Las últimas noticias apuntan a que Watchmen estará lejos de ser un gran éxito comercial. Probablemente, por su servidumbre voluntaria a las expectativas forzadas por la deificación de la obra original. Si Snyder se hubiese empleado a martillazos cual Vulcano con el cómic, hasta fraguar una hoja de filo capaz de abrir en canal todo lo esperable, a lo mejor las cosas habrían podido funcionar de otra manera. Sería absurdo recomendarle que no tenga miedo en sus próximas películas, puesto que ya ha demostrado saber imponerse a él en Amanecer de los Muertos y 300. Bastará con que vuelva a tener presentes, la próxima vez que se disponga a rodar, las palabras de la Reina Gorgo a su amado Leónidas: «No te preguntes qué haría en esta situación un ciudadano, un marido, un rey. Pregúntate únicamente qué haría un hombre libre».

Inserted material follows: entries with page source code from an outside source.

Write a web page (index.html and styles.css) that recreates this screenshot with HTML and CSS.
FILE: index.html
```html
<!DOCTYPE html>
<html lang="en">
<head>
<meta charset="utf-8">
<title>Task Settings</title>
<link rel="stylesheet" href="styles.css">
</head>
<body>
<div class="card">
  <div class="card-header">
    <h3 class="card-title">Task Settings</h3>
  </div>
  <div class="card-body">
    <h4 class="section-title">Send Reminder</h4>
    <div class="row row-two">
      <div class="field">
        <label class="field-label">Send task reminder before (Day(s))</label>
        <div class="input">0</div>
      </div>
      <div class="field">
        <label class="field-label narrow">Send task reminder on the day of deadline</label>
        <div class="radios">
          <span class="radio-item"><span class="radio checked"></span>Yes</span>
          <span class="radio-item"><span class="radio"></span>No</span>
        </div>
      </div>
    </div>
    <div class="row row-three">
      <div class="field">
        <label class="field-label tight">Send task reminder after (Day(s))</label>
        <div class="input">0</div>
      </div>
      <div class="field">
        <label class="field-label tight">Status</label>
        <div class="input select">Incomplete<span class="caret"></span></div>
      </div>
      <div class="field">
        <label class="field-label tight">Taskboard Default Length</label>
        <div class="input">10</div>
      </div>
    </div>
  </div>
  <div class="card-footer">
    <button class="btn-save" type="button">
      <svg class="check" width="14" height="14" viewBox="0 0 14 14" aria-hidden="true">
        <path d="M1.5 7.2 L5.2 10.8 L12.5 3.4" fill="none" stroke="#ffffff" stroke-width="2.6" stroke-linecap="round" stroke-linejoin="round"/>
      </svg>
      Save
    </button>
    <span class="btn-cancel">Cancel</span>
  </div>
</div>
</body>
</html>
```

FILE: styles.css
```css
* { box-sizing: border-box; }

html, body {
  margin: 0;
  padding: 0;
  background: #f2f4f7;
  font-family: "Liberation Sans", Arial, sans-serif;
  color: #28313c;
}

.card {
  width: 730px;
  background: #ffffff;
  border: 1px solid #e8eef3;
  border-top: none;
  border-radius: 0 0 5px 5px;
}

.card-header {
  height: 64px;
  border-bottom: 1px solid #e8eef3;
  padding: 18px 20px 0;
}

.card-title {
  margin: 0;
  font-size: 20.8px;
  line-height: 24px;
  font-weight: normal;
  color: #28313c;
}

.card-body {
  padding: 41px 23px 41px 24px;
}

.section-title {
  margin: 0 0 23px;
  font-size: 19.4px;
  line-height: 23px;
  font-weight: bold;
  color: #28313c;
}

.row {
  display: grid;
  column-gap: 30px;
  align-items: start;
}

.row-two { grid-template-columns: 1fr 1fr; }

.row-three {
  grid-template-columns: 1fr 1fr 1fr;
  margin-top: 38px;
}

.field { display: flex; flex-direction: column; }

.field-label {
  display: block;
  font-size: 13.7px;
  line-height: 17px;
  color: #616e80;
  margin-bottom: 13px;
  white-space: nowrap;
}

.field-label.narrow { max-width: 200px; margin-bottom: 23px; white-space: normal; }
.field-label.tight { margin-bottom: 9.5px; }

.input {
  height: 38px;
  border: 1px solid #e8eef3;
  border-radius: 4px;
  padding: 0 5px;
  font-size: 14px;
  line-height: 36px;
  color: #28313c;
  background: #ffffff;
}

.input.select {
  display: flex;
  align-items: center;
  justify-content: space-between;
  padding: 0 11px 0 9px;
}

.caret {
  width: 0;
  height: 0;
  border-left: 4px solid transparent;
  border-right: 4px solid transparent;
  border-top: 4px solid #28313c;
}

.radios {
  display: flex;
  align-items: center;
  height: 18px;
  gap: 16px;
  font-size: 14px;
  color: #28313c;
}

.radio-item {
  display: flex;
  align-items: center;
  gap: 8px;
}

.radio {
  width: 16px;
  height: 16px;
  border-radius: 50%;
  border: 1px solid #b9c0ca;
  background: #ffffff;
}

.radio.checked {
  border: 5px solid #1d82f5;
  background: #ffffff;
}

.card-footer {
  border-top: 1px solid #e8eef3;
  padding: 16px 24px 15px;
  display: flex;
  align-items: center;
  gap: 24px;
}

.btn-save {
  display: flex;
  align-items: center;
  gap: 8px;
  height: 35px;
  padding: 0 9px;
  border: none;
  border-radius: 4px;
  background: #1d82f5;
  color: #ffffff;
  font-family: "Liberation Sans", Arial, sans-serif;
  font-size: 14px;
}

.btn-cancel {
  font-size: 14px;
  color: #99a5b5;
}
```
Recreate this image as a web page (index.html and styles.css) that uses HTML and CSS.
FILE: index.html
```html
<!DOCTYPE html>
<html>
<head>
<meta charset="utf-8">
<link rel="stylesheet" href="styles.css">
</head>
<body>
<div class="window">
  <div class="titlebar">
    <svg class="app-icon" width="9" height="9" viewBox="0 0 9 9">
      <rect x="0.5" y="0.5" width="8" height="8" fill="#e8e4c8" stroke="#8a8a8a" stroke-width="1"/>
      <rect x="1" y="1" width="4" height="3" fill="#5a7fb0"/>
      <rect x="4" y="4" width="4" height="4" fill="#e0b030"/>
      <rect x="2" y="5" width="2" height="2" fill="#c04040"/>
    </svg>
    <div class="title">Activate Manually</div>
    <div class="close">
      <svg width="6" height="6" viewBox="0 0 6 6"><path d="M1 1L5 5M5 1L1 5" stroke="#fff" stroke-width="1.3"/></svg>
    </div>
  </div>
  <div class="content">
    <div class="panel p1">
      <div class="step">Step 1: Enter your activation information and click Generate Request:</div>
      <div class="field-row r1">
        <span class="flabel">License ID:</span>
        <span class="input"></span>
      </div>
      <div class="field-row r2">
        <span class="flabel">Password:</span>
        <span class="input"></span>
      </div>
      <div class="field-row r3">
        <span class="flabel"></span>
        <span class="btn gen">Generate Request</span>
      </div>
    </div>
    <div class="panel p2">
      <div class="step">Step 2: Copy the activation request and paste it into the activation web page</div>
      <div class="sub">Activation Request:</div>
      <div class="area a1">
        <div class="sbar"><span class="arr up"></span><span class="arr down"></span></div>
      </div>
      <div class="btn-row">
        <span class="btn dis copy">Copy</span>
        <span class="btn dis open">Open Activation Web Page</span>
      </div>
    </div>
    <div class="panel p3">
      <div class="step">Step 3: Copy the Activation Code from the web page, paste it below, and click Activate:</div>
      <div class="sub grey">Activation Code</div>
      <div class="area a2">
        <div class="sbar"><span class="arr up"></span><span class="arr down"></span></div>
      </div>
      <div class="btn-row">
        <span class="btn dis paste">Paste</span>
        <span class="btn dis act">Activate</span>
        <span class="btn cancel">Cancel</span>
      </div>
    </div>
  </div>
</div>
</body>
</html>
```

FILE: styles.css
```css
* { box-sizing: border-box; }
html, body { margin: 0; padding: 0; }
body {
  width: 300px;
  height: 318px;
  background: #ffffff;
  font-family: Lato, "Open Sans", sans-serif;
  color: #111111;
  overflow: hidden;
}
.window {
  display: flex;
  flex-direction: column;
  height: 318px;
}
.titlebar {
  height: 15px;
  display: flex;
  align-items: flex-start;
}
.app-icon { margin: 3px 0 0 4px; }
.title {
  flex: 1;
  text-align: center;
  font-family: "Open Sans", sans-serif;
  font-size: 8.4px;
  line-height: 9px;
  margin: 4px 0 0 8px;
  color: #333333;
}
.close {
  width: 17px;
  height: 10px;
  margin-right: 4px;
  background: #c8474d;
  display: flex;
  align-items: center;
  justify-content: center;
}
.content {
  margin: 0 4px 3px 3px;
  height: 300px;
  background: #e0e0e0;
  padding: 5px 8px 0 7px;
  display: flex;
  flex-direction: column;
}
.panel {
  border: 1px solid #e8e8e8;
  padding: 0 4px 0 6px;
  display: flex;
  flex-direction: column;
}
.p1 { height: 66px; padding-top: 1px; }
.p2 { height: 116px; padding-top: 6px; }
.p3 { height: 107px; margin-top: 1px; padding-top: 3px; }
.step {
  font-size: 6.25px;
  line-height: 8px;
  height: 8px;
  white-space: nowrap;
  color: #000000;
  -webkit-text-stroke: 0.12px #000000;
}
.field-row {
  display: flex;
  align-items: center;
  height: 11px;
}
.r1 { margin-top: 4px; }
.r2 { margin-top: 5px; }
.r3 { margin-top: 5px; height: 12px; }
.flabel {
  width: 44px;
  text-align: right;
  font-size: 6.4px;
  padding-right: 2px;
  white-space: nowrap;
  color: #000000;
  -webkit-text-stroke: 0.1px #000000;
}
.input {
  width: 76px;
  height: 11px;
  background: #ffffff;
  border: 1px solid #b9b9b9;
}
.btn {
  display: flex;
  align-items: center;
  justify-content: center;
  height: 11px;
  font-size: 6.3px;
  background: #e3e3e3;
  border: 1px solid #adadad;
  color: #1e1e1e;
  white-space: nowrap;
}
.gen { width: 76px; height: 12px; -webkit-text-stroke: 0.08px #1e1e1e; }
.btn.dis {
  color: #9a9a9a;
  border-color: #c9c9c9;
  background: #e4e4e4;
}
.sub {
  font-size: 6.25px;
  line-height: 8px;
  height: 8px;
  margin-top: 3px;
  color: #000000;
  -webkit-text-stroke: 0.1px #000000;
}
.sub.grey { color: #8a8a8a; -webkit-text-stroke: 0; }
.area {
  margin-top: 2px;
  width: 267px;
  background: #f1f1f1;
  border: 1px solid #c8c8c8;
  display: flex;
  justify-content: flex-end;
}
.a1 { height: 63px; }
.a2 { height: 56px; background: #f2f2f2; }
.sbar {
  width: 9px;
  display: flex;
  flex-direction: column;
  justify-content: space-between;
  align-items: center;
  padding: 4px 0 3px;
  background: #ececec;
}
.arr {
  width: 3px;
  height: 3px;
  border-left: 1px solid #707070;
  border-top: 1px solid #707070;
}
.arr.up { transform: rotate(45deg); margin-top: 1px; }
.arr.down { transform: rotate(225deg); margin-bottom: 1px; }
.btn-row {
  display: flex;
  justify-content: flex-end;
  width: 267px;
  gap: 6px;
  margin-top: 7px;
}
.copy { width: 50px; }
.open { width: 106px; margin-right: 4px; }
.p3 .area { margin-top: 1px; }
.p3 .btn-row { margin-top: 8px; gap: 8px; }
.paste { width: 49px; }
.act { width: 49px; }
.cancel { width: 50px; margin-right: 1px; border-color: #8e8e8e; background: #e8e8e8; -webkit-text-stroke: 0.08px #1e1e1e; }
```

Personalmente no creo que el cine de terror tenga que justificarse por segundas lecturas. Romero siempre ha insistido en el carácter satírico de sus obras sin menoscabo de su contundencia para el espectador menos avisado. Así las recibí hace años y su discurso ideológico fueron un elemento más que se sumaron al disfrute primigenio en visiones posteriores. Estoy de acuerdo que una de las virtudes del remake de Snyder es la de contar sin más la crónica de la supervivencia de un grupo de personas amenazadas por una fuerza exterior, cuyo resultado, en principio, es incierto. Sin embargo Romero plantea la derrota del hombre frente al zombi desde la primera secuencia, cuando el personaje que interpreta Ross dice: -«Estamos perdidos, pero no por los zombis, sino por nuestra propia estupidez.» Todo el desarrollo argumental está en función de esta premisa. Acaso, el guión de Romero sea tan redondo (aparentemente), porque su pesimismo antropológico no delega la función de precipitar los acontecimientos en los muertos. Acaso su film no posea momentos de tensión tan logrados, porque la amenaza de sus zombis escleróticos es menor. Pero, gracias a ello, su film resulta más lúgubre, pesimista, fascinante. En cualquier caso, sendas obras me parecen imprescindibles dentro del género.